### REQUIRED WORK
Records follow. Copy every line with "React".
[start DATA FOR THE TASK]
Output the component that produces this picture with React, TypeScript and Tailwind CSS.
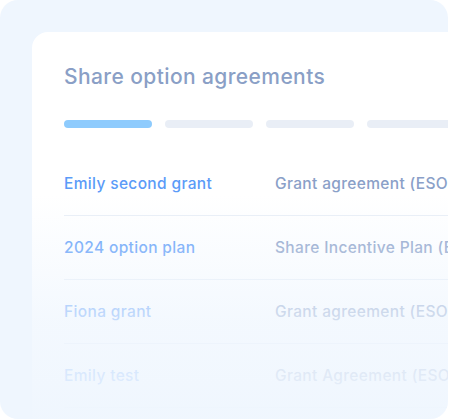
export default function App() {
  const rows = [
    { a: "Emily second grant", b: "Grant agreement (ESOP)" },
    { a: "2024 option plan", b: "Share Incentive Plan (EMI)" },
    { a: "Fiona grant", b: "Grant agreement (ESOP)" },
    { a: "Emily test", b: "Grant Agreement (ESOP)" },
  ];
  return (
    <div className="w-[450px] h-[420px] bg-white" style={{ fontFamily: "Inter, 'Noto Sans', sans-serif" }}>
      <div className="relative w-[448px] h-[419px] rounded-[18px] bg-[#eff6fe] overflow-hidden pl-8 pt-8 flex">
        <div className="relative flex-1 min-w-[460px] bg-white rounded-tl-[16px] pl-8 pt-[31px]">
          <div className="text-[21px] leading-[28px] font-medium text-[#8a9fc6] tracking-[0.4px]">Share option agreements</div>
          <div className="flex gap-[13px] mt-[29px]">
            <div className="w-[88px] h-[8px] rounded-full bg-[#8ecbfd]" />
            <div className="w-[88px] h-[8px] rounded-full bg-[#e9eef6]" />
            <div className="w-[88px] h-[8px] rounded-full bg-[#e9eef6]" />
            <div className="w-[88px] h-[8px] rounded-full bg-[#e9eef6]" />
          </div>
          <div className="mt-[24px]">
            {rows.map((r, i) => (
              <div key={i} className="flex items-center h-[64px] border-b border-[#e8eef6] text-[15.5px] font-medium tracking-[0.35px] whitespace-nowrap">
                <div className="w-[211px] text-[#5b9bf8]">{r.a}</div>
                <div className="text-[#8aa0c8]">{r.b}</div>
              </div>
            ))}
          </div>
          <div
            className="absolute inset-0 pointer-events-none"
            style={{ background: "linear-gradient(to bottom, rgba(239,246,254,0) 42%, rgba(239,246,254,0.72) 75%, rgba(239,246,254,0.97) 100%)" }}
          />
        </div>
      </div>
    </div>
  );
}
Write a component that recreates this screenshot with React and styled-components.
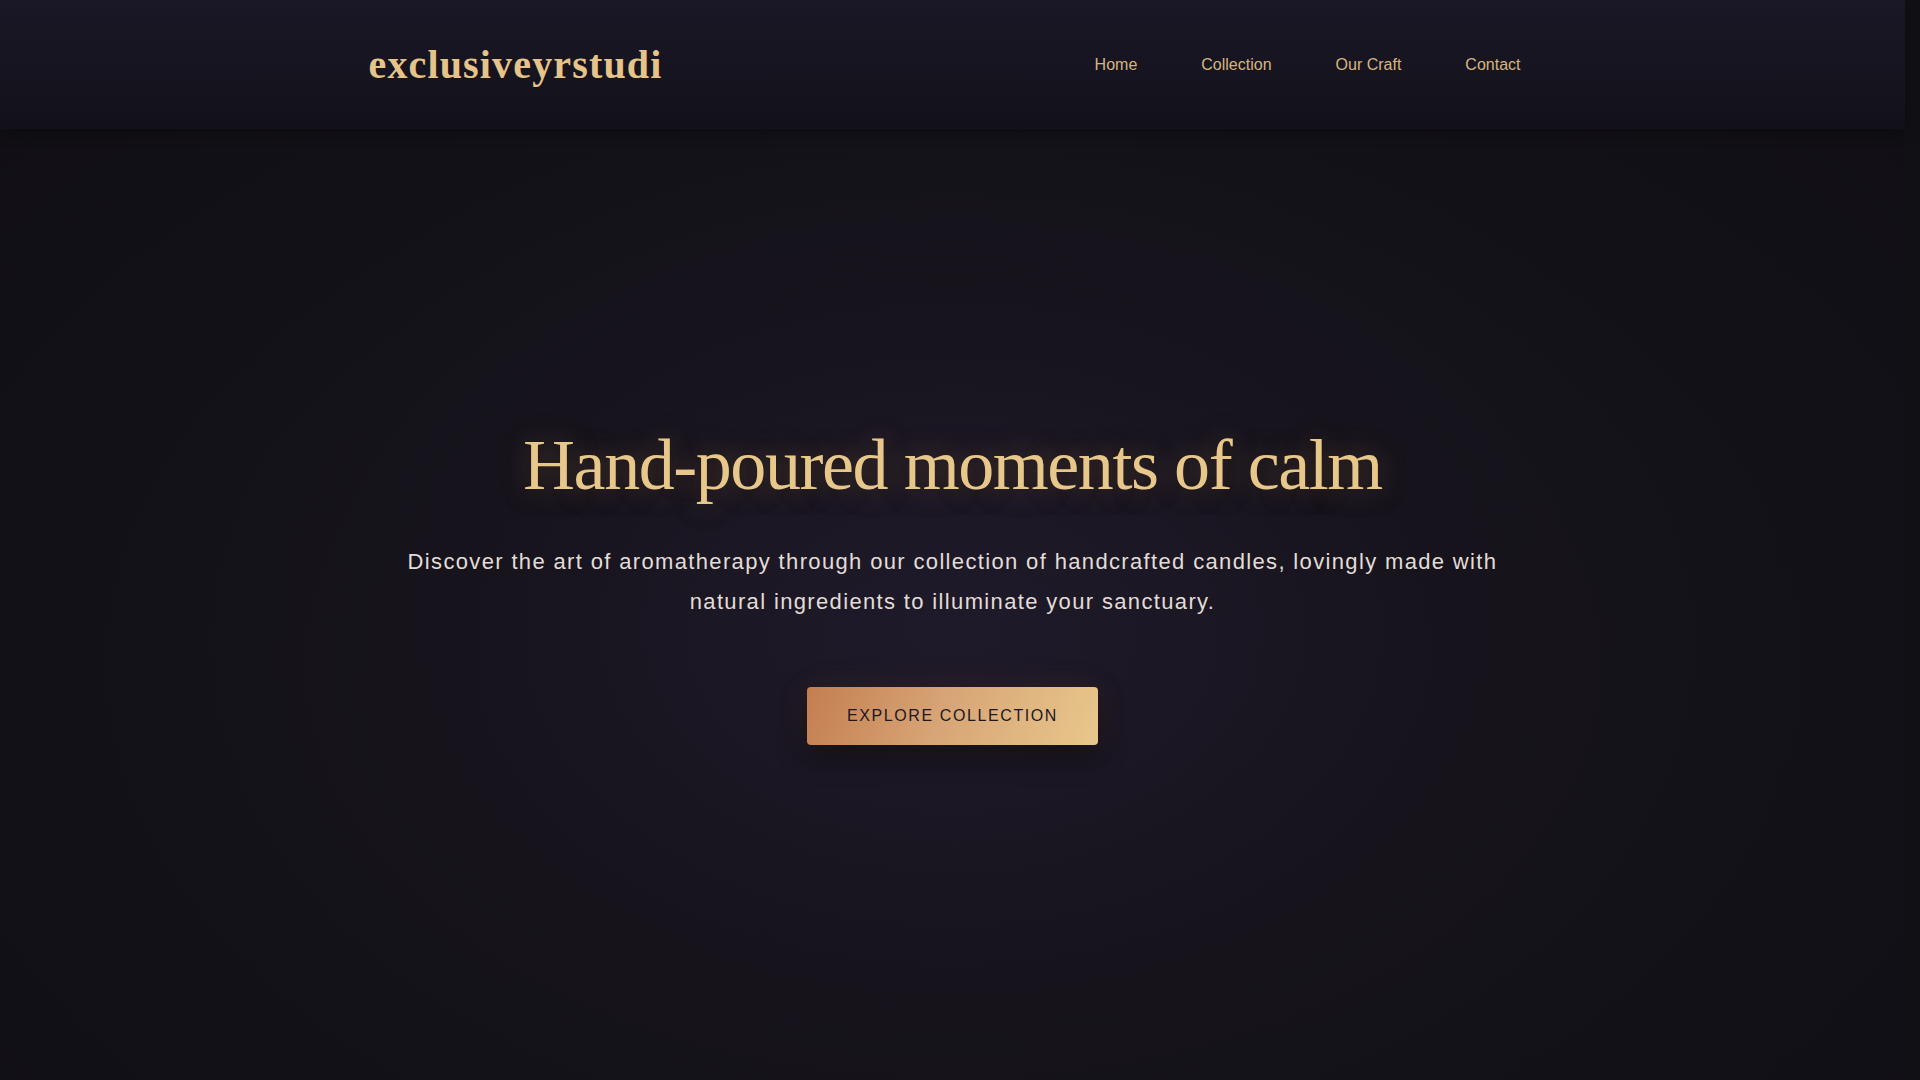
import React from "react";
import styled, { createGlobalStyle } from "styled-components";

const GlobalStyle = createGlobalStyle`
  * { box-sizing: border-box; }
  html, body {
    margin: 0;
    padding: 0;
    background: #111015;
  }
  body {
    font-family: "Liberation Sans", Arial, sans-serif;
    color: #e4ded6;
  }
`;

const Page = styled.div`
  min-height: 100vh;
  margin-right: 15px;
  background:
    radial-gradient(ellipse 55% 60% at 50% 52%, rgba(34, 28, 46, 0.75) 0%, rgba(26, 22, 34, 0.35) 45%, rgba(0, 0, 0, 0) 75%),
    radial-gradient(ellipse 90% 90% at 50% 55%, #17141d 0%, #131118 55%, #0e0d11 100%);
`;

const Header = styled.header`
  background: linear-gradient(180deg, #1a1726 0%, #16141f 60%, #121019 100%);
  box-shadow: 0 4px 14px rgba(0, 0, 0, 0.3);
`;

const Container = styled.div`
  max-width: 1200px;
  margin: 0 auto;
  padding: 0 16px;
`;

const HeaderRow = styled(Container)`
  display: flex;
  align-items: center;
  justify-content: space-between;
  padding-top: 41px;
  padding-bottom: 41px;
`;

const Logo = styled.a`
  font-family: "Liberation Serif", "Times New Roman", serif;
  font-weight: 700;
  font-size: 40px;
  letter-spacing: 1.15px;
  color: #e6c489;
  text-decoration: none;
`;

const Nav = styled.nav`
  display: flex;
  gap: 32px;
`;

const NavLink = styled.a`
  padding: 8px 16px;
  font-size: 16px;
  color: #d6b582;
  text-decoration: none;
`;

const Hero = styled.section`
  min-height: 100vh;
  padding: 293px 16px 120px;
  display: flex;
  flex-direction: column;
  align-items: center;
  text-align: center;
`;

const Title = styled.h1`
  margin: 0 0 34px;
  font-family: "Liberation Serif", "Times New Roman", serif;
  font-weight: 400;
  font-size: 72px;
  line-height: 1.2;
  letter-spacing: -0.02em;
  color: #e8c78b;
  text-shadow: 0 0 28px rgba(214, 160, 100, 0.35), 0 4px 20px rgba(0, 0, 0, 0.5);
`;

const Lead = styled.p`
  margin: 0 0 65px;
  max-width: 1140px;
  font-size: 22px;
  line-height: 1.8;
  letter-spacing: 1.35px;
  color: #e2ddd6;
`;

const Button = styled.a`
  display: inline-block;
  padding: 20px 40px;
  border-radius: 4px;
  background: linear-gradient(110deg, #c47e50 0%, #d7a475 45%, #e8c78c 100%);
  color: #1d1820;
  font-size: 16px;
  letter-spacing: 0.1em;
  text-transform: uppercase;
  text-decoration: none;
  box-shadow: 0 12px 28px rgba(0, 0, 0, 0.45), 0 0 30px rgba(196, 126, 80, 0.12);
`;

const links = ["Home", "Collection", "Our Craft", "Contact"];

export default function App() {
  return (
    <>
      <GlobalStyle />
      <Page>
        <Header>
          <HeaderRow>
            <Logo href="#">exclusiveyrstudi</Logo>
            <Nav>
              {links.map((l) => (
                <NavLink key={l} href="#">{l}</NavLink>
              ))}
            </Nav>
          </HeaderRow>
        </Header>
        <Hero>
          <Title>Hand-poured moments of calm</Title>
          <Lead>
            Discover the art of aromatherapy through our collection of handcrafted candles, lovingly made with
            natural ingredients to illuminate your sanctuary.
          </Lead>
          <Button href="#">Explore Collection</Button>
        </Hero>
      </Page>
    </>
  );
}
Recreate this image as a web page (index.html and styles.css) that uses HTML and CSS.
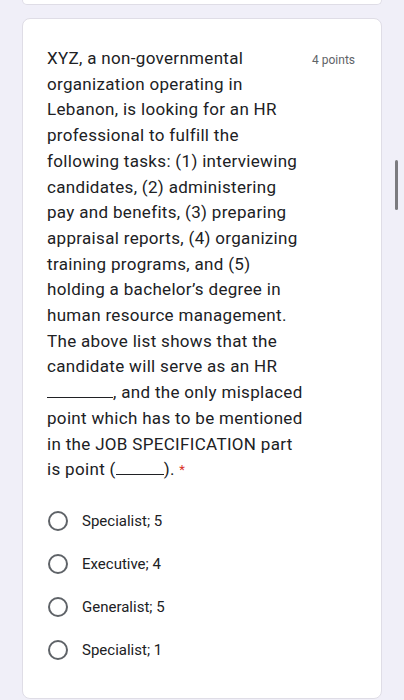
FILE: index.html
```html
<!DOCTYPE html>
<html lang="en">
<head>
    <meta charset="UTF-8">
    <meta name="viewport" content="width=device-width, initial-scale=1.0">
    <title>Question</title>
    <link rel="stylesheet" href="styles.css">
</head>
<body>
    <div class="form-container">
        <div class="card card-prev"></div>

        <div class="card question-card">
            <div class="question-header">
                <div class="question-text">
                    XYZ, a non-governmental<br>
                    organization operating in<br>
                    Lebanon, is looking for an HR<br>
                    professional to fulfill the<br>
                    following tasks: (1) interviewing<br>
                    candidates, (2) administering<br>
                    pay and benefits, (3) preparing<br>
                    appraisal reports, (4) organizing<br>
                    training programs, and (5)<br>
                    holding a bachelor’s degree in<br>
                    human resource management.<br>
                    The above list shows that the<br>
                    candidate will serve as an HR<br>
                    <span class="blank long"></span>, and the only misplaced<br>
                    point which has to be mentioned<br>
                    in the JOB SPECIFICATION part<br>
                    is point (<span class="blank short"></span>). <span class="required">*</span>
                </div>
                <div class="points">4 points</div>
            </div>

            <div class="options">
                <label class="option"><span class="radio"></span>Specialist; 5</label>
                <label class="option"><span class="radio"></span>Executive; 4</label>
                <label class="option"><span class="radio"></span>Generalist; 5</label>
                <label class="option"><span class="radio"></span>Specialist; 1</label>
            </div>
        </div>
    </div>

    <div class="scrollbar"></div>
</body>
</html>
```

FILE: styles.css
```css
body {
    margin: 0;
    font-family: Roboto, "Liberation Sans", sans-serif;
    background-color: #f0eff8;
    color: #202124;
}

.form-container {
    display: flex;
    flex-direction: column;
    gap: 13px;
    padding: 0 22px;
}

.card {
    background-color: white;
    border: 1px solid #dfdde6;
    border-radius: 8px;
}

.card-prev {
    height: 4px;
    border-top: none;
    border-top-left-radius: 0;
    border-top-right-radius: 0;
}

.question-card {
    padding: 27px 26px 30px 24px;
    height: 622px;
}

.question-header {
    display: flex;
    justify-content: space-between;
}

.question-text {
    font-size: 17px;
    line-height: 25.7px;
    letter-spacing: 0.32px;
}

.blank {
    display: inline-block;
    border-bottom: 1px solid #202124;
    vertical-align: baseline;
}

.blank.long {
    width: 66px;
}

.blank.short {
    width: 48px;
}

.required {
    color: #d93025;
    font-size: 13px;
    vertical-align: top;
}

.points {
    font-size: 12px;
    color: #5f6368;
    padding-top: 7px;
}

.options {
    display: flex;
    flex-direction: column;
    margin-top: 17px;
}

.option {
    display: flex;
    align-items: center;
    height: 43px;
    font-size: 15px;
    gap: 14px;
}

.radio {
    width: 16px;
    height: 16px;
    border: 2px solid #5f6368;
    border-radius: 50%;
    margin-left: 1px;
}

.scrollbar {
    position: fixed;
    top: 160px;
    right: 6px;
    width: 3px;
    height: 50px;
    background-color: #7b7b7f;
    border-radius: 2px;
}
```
[end DATA FOR THE TASK]
### OUTPUT BELOW
Output the component that produces this picture with React, TypeScript and Tailwind CSS.
Write a component that recreates this screenshot with React and styled-components.
import React from "react";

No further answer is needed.